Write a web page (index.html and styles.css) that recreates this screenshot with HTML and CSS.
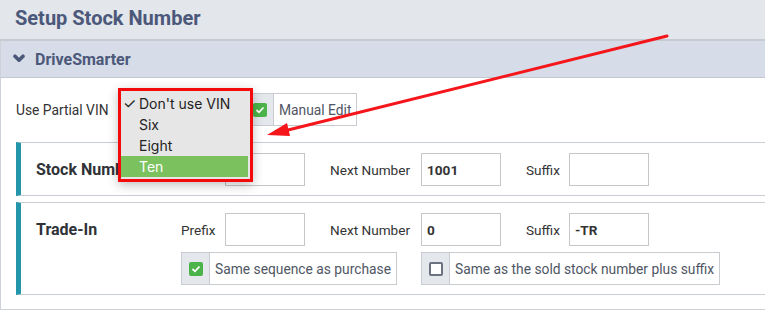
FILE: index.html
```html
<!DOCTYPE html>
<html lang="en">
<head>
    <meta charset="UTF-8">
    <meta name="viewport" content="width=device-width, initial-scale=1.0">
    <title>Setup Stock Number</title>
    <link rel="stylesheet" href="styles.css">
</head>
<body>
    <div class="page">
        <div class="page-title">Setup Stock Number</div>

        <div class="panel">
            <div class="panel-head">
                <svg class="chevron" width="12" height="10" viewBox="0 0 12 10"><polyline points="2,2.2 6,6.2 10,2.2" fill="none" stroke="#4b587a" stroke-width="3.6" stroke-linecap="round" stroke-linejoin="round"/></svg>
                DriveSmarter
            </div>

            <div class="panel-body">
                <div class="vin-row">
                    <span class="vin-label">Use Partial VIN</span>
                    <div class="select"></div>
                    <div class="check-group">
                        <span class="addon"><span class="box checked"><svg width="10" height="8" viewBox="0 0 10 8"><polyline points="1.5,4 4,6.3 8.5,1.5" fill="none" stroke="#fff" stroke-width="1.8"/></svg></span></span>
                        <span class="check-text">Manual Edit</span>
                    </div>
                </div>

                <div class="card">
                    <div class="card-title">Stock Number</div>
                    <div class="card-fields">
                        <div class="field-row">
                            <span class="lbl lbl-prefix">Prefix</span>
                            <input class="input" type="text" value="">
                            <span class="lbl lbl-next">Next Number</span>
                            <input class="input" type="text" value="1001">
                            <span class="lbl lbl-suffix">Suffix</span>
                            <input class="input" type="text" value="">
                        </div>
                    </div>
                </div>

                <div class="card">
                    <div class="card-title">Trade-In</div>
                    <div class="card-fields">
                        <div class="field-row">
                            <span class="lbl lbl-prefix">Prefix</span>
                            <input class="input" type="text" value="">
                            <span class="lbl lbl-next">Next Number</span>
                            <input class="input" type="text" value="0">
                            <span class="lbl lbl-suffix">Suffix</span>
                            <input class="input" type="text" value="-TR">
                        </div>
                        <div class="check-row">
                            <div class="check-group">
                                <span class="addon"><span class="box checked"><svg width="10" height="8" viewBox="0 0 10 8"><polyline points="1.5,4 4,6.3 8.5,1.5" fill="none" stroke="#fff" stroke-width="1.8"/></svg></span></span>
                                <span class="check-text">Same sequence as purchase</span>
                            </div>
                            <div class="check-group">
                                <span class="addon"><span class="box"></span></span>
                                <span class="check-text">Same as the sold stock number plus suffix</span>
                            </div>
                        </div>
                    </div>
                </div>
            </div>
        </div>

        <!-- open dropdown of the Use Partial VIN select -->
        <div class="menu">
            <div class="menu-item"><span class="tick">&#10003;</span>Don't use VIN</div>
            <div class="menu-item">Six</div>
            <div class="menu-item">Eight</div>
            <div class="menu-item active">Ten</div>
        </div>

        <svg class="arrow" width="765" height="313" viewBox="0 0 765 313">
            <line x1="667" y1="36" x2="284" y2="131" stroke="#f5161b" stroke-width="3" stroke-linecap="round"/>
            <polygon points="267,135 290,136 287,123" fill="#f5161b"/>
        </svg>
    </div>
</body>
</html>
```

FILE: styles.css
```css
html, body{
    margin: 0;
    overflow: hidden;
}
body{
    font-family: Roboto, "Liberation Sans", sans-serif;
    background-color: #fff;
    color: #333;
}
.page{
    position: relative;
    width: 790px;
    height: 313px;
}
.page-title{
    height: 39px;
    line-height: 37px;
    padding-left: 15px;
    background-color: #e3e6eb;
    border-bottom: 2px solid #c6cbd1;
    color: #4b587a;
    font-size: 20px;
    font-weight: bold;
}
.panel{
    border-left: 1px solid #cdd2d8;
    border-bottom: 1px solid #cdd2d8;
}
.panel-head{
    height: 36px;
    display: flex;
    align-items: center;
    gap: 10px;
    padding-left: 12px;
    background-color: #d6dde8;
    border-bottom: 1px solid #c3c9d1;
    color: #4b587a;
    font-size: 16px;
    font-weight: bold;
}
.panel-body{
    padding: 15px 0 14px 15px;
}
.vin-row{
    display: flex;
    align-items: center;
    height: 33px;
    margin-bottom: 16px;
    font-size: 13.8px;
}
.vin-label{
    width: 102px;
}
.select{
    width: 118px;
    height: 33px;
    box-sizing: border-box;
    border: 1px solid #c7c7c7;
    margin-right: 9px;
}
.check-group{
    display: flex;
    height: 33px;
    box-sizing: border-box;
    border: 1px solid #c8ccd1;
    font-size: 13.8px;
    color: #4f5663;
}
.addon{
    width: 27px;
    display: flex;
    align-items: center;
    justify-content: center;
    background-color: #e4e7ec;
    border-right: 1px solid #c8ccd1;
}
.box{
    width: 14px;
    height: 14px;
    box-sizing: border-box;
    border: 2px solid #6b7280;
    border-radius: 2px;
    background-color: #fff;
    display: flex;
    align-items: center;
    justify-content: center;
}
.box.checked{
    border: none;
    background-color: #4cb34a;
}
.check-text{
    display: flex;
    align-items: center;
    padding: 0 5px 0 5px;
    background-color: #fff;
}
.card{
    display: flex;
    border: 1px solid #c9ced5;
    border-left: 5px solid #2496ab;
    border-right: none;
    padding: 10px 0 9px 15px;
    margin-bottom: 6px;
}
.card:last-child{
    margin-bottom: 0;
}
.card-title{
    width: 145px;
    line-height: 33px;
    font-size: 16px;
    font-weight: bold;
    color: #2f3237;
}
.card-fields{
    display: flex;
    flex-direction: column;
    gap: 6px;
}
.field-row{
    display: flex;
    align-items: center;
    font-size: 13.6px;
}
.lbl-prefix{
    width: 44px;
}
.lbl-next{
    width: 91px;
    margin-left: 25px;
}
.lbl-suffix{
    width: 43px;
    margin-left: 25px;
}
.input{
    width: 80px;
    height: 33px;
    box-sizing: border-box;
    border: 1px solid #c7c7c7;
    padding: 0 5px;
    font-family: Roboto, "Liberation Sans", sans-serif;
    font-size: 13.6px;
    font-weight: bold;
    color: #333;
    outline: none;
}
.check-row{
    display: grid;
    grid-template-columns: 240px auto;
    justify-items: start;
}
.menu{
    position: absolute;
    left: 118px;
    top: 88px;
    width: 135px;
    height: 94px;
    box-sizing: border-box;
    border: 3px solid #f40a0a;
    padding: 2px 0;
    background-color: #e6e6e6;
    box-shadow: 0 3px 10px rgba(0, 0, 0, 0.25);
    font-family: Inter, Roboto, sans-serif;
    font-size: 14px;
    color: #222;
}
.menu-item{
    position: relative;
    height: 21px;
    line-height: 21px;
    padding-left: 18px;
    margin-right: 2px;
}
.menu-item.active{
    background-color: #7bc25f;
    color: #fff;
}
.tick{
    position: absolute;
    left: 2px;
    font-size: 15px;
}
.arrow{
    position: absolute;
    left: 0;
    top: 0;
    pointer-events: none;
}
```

+===+

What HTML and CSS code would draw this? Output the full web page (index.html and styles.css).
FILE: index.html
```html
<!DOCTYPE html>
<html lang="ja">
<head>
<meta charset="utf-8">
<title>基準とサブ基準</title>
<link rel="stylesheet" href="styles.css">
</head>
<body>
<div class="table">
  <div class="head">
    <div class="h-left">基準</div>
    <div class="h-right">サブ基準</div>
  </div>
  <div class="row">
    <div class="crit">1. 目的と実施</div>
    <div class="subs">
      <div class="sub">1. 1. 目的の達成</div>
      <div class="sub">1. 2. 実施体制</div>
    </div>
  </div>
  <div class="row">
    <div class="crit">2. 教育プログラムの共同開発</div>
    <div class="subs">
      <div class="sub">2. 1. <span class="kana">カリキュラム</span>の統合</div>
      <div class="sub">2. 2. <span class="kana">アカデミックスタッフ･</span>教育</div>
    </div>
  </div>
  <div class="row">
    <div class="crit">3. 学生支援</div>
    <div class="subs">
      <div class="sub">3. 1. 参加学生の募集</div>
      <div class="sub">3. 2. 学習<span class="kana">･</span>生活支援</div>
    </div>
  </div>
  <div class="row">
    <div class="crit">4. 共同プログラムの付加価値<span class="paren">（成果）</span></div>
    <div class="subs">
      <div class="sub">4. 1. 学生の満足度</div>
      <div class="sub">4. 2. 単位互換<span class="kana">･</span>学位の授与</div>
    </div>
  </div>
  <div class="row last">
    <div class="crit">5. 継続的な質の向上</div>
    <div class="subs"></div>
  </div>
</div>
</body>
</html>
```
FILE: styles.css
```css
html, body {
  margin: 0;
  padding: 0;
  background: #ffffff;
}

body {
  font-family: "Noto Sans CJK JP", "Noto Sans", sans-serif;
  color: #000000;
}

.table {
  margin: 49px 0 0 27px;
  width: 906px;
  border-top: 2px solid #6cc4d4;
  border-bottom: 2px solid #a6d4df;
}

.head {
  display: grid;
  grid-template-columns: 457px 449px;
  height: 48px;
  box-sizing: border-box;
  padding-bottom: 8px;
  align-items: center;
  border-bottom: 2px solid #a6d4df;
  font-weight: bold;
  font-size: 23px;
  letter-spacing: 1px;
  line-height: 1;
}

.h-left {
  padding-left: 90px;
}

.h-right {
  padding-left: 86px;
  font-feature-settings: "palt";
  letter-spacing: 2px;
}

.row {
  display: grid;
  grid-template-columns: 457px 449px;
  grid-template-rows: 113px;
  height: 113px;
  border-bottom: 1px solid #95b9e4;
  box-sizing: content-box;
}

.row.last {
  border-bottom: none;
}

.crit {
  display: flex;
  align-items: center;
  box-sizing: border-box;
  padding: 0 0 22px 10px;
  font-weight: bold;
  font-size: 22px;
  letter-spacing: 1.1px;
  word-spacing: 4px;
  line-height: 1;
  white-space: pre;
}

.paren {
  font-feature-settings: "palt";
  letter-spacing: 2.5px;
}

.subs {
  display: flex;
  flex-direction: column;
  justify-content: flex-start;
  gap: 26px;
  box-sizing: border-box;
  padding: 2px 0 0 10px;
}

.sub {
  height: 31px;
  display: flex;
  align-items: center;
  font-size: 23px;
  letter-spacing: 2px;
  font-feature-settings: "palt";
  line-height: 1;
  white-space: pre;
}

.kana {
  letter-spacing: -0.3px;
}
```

+===+

### DIRECTIONS:
Find the word "this" in the records and pull out each line that has it.

### EXERCISE SOLUTION:
Write a web page (index.html and styles.css) that recreates this screenshot with HTML and CSS.
What HTML and CSS code would draw this? Output the full web page (index.html and styles.css).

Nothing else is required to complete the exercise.